Mumbai, Nov 25: Four leading financial institutions-the Industrial Development Bank of India, ICICI, IFCI and the Unit Trust of India -have decided to set up a high-level committee to frame a policy on reduction of debt-equity ratio of high-debt corporates through conversion of loans into equity or quasi-equity.The move has been triggered by the recent Reserve Bank of India stipulation that banks and financial institutions must pare their exposure limit to individual clients to 20 per cent effective from April 2000 from the present level of 25 per cent. The central bank eventually wants to reduce the exposure level to 15 per cent in line with the international practice.
The institutions have been flooded with proposals from corporates, plagued by huge cost and time overruns, to convert some of their loans into some form of equity. Most of these companies have been saddled with a high debt-equity ratio, posing a hurdle for raising any further funds.

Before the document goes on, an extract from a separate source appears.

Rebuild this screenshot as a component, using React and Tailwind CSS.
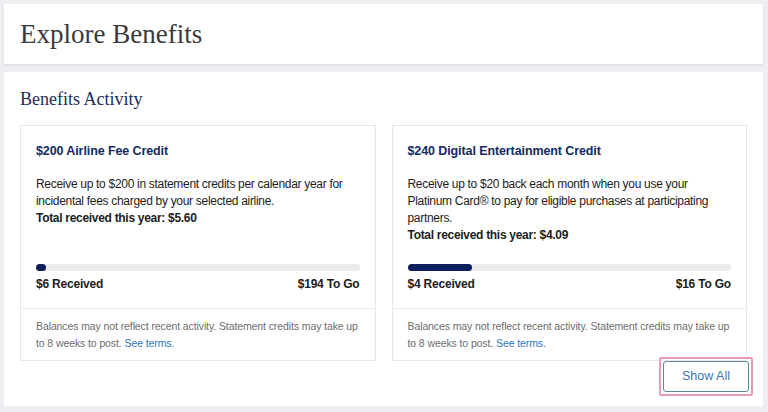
const benefits = [
  {
    title: '$200 Airline Fee Credit',
    body: 'Receive up to $200 in statement credits per calendar year for incidental fees charged by your selected airline.',
    total: '$5.60',
    received: '$6 Received',
    toGo: '$194 To Go',
    pct: 3,
  },
  {
    title: '$240 Digital Entertainment Credit',
    body: 'Receive up to $20 back each month when you use your Platinum Card® to pay for eligible purchases at participating partners.',
    total: '$4.09',
    received: '$4 Received',
    toGo: '$16 To Go',
    pct: 20,
  },
];

function BenefitCard({ benefit }) {
  return (
    <div className="flex flex-col border border-[#e7e8ea] bg-white">
      <div className="flex flex-1 flex-col px-[15px] pt-[17px] pb-[15px]">
        <h3 className="text-[12.5px] font-bold leading-[17px] tracking-[-0.1px] text-[#152a5e]">{benefit.title}</h3>
        <p className="mt-[16px] pr-[8px] text-[12px] leading-[17px] tracking-[-0.3px] text-[#1c1c1c]">{benefit.body}</p>
        <p className="text-[12px] font-bold leading-[17px] tracking-[-0.3px] text-[#1c1c1c]">
          Total received this year: {benefit.total}
        </p>
        <div className="mt-auto">
          <div className="h-[7px] w-full rounded-full bg-[#ebebeb]">
            <div
              className="h-full min-w-[8px] rounded-full bg-[#0c1e5b]"
              style={{ width: `${benefit.pct}%` }}
            />
          </div>
          <div className="mt-[5px] flex justify-between text-[12px] font-bold leading-[17px] tracking-[-0.2px] text-[#1c1c1c]">
            <span>{benefit.received}</span>
            <span>{benefit.toGo}</span>
          </div>
        </div>
      </div>
      <div className="border-t border-[#ececec] px-[15px] pt-[9px] pb-[8px] text-[10.5px] leading-[17px] tracking-[-0.1px] text-[#6d6d6d]">
        Balances may not reflect recent activity. Statement credits may take up to 8 weeks to post.{' '}
        <a className="text-[#2b76bb]">See terms.</a>
      </div>
    </div>
  );
}

export default function App() {
  return (
    <div
      className="flex h-[412px] w-[768px] flex-col gap-2 bg-[#eceef1] pt-1 pr-[5px] pb-[6px] pl-1"
      style={{ fontFamily: '"Liberation Sans", Arial, sans-serif' }}
    >
      <header className="flex h-[60px] shrink-0 items-center bg-white px-4 shadow-[0_1px_2px_rgba(0,0,0,0.08)]">
        <h1 className="pt-[1px] font-['Liberation_Serif',serif] text-[27px] leading-none text-[#3a3a3a]">Explore Benefits</h1>
      </header>
      <main className="flex flex-1 flex-col bg-white px-4 pt-[17px]">
        <h2 className="font-['Liberation_Serif',serif] text-[18px] leading-[20px] text-[#1d2c5c]">Benefits Activity</h2>
        <div className="mt-[16px] grid h-[236px] grid-cols-2 gap-4">
          {benefits.map((b) => (
            <BenefitCard key={b.title} benefit={b} />
          ))}
        </div>
        <div className="-mt-[4px] -mr-[6px] flex justify-end">
          <div className="rounded-[2px] border-2 border-[#e79bbd] p-[2px]">
            <button
              type="button"
              className="block h-[31px] w-[86px] rounded-[3px] border border-[#5e8796] bg-white text-[12.5px] text-[#3b78b6]"
            >
              Show All
            </button>
          </div>
        </div>
      </main>
    </div>
  );
}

The decision to set up the high level committee wastaken at the head of institutions meeting (HIM) held in Mumbai on Wednesday. Institutional sources said the policy framework-to be worked out by the panel-will not be restricted to just the steel sector, but will be applicable to all other sectors as well.

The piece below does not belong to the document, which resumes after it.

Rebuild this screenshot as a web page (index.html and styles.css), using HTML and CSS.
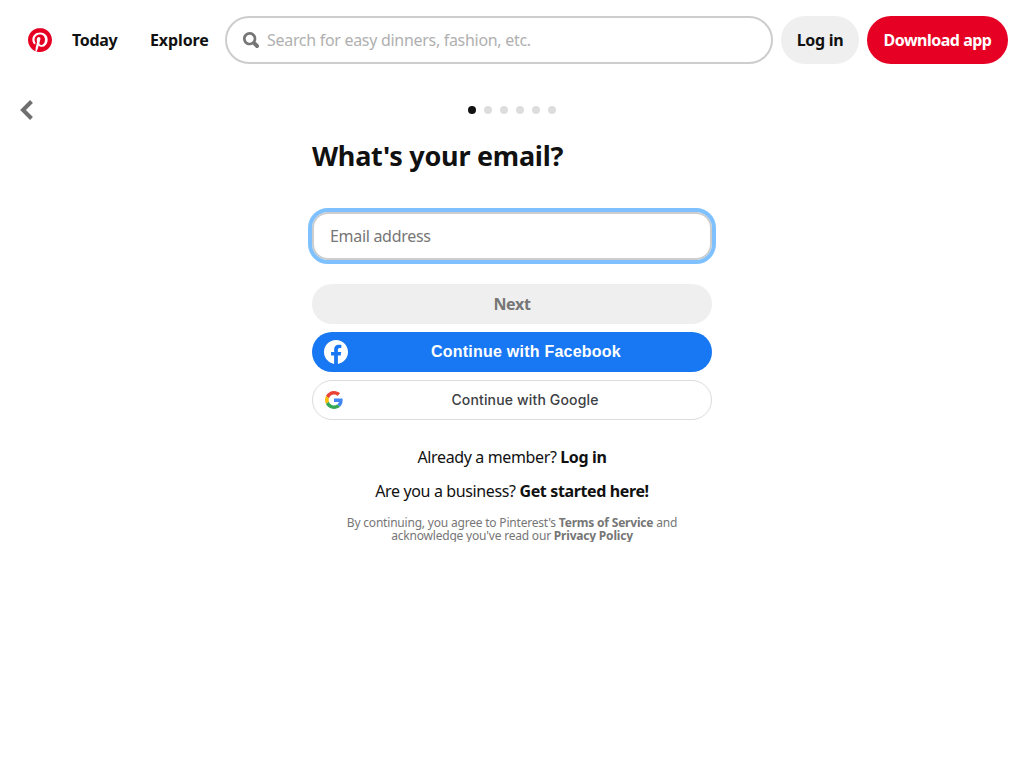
FILE: index.html
```html
<!DOCTYPE html>
<html lang="en">
<head>
    <meta charset="UTF-8">
    <meta name="viewport" content="width=device-width, initial-scale=1.0">
    <title>Pinterest</title>
    <link rel="stylesheet" href="styles.css">
</head>
<body>
    <header class="header">
        <a class="logo" href="#">
            <svg viewBox="0 0 24 24" width="24" height="24"><path fill="#e60023" d="M12.017 0C5.396 0 .029 5.367.029 11.987c0 5.079 3.158 9.417 7.618 11.162-.105-.949-.199-2.403.041-3.439.219-.937 1.406-5.957 1.406-5.957s-.359-.72-.359-1.781c0-1.663.967-2.911 2.168-2.911 1.024 0 1.518.769 1.518 1.688 0 1.029-.653 2.567-.992 3.992-.285 1.193.6 2.165 1.775 2.165 2.128 0 3.768-2.245 3.768-5.487 0-2.861-2.063-4.869-5.008-4.869-3.41 0-5.409 2.562-5.409 5.199 0 1.033.394 2.143.889 2.741.099.12.112.225.085.345-.09.375-.293 1.199-.334 1.363-.053.225-.172.271-.401.165-1.495-.69-2.433-2.878-2.433-4.646 0-3.776 2.748-7.252 7.92-7.252 4.158 0 7.392 2.967 7.392 6.923 0 4.135-2.607 7.462-6.233 7.462-1.214 0-2.354-.629-2.758-1.379l-.749 2.848c-.269 1.045-1.004 2.352-1.498 3.146 1.123.345 2.306.535 3.55.535 6.607 0 11.985-5.365 11.985-11.987C23.97 5.39 18.592.026 11.985.026L12.017 0z"/></svg>
        </a>
        <a class="nav-link nav-today" href="#">Today</a>
        <a class="nav-link nav-explore" href="#">Explore</a>
        <label class="search">
            <svg viewBox="0 0 24 24" width="16" height="16"><path fill="#767676" d="M10 16c-3.31 0-6-2.69-6-6s2.69-6 6-6 6 2.69 6 6-2.69 6-6 6m13.12 2.88l-4.26-4.26A9.842 9.842 0 0 0 20 10c0-5.52-4.48-10-10-10S0 4.48 0 10s4.48 10 10 10c1.71 0 3.32-.44 4.72-1.21l4.28 4.28a2.91 2.91 0 0 0 4.12 0 2.93 2.93 0 0 0 0-4.19"/></svg>
            <input type="text" placeholder="Search for easy dinners, fashion, etc.">
        </label>
        <a class="pill pill-grey" href="#">Log in</a>
        <a class="pill pill-red" href="#">Download app</a>
    </header>

    <div class="steps">
        <a class="back" href="#">
            <svg viewBox="0 0 14 20" width="14" height="20"><polyline points="11.5,1.5 3,10 11.5,18.5" fill="none" stroke="#6f6f6f" stroke-width="4"/></svg>
        </a>
        <div class="dots">
            <span class="dot dot-on"></span>
            <span class="dot"></span>
            <span class="dot"></span>
            <span class="dot"></span>
            <span class="dot"></span>
            <span class="dot"></span>
        </div>
    </div>

    <main class="form">
        <h1>What's your email?</h1>
        <input class="email" type="text" placeholder="Email address">
        <button class="btn btn-next">Next</button>
        <button class="btn btn-fb">
            <svg class="btn-icon" viewBox="0 0 24 24" width="24" height="24"><path fill="#fff" d="M24 12.073c0-6.627-5.373-12-12-12s-12 5.373-12 12c0 5.99 4.388 10.954 10.125 11.854v-8.385H7.078v-3.47h3.047V9.43c0-3.007 1.792-4.669 4.533-4.669 1.312 0 2.686.235 2.686.235v2.953H15.83c-1.491 0-1.956.925-1.956 1.874v2.25h3.328l-.532 3.47h-2.796v8.385C19.612 23.027 24 18.062 24 12.073z"/></svg>
            Continue with Facebook
        </button>
        <button class="btn btn-google">
            <svg class="btn-icon" viewBox="0 0 48 48" width="18" height="18">
                <path fill="#EA4335" d="M24 9.5c3.54 0 6.71 1.22 9.21 3.6l6.85-6.85C35.9 2.38 30.47 0 24 0 14.62 0 6.51 5.38 2.56 13.22l7.98 6.19C12.43 13.72 17.74 9.5 24 9.5z"/>
                <path fill="#4285F4" d="M46.98 24.55c0-1.57-.15-3.09-.38-4.55H24v9.02h12.94c-.58 2.96-2.26 5.48-4.78 7.18l7.73 6c4.51-4.18 7.09-10.36 7.09-17.65z"/>
                <path fill="#FBBC05" d="M10.53 28.59c-.48-1.45-.76-2.99-.76-4.59s.27-3.14.76-4.59l-7.98-6.19C.92 16.46 0 20.12 0 24c0 3.88.92 7.54 2.56 10.78l7.97-6.19z"/>
                <path fill="#34A853" d="M24 48c6.48 0 11.93-2.13 15.89-5.81l-7.73-6c-2.15 1.45-4.92 2.3-8.16 2.3-6.26 0-11.57-4.22-13.47-9.91l-7.98 6.19C6.51 42.62 14.62 48 24 48z"/>
            </svg>
            Continue with Google
        </button>
        <p class="line line-first">Already a member? <b>Log in</b></p>
        <p class="line">Are you a business? <b>Get started here!</b></p>
        <p class="legal">By continuing, you agree to Pinterest's <b>Terms of Service</b> and<br>acknowledge you've read our <b>Privacy Policy</b></p>
    </main>
</body>
</html>
```

FILE: styles.css
```css
html,body{
    margin:0px;
    padding:0px;
}
body{
    background-color:#fff;
    color:#111;
    font-family:"Noto Sans","Open Sans",sans-serif;
    font-size:16px;
}
a{
    color:inherit;
    text-decoration:none;
}
svg{
    display:block;
}
.header{
    height:80px;
    display:flex;
    align-items:center;
    padding:0 16px 0 28px;
    box-sizing:border-box;
}
.logo{
    width:24px;
    margin-right:20px;
}
.nav-link{
    font-weight:700;
    letter-spacing:-.3px;
    white-space:nowrap;
}
.nav-today{
    width:78px;
}
.nav-explore{
    width:75px;
    letter-spacing:-.1px;
}
.search{
    width:548px;
    height:48px;
    box-sizing:border-box;
    display:flex;
    align-items:center;
    gap:8px;
    padding:0 20px 0 16px;
    border:2px solid #cdcdcd;
    border-radius:24px;
}
.search input{
    flex:1;
    min-width:0;
    border:0;
    outline:0;
    padding:0;
    font-family:inherit;
    font-size:16px;
    letter-spacing:-.3px;
}
.search input::placeholder{
    color:#b0b0b0;
    opacity:1;
}
.pill{
    height:48px;
    display:flex;
    align-items:center;
    justify-content:center;
    border-radius:24px;
    font-weight:700;
    letter-spacing:-.3px;
    white-space:nowrap;
}
.pill-grey{
    width:78px;
    margin-left:8px;
    background-color:#efefef;
}
.pill-red{
    width:141px;
    margin-left:8px;
    background-color:#e60023;
    color:#fff;
    letter-spacing:-.5px;
}
.steps{
    height:60px;
    position:relative;
    display:flex;
    align-items:center;
    justify-content:center;
}
.back{
    position:absolute;
    left:20px;
    top:20px;
}
.dots{
    display:flex;
    gap:8px;
}
.dot{
    width:8px;
    height:8px;
    border-radius:50%;
    background-color:#ddd;
}
.dot-on{
    background-color:#111;
}
.form{
    width:400px;
    margin:0 auto;
    display:flex;
    flex-direction:column;
}
.form h1{
    margin:0 0 40px;
    font-size:27px;
    line-height:32px;
    font-weight:700;
    letter-spacing:-.25px;
}
.email{
    height:48px;
    box-sizing:border-box;
    padding:0 16px;
    border:2px solid #cdcdcd;
    border-radius:16px;
    outline:4px solid #7fc1ff;
    font-family:inherit;
    font-size:16px;
    letter-spacing:-.3px;
    margin-bottom:24px;
}
.email::placeholder{
    color:#767676;
    opacity:1;
}
.btn{
    height:40px;
    border:0;
    border-radius:20px;
    position:relative;
    padding:0;
    margin-bottom:8px;
    font-size:16px;
    font-weight:700;
}
.btn-icon{
    position:absolute;
    top:50%;
    transform:translateY(-50%);
    left:12px;
}
.btn-next{
    background-color:#efefef;
    color:#767676;
    font-family:inherit;
    letter-spacing:-.3px;
}
.btn-fb{
    background-color:#1877f2;
    color:#fff;
    font-family:"Liberation Sans",sans-serif;
    letter-spacing:.23px;
    padding-left:28px;
}
.btn-google{
    background-color:#fff;
    border:1px solid #dadce0;
    color:#3c4043;
    font-family:Inter,sans-serif;
    font-size:14px;
    font-weight:500;
    letter-spacing:.15px;
    padding:0 0 2px 26px;
    margin-bottom:0;
}
.line{
    margin:0;
    height:34px;
    line-height:34px;
    text-align:center;
    letter-spacing:-.37px;
}
.line-first{
    margin-top:20px;
}
.legal{
    margin:8px 0 0;
    font-size:12px;
    line-height:13px;
    color:#767676;
    text-align:center;
    letter-spacing:-.2px;
}
```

The committee has been given the mandate to arrive at a policy of how to work out such a financial restructuring, and the modalities for conversion of loans into equity, top FI sources said.
The RBI decision to slash the exposure limit of banks and financial institutions to 20 per cent by April next - announced in its mid-term monetary and credit policy- has jeopardised the institutions' plan of rescuing the last-mile projects by sanctioning fresh loans as that would have increased the exposure limit further.
Unlike commercial banks, which have capped their exposure limit to industry houses at 15 per cent, most of the institutions have higher exposures to individual corporates.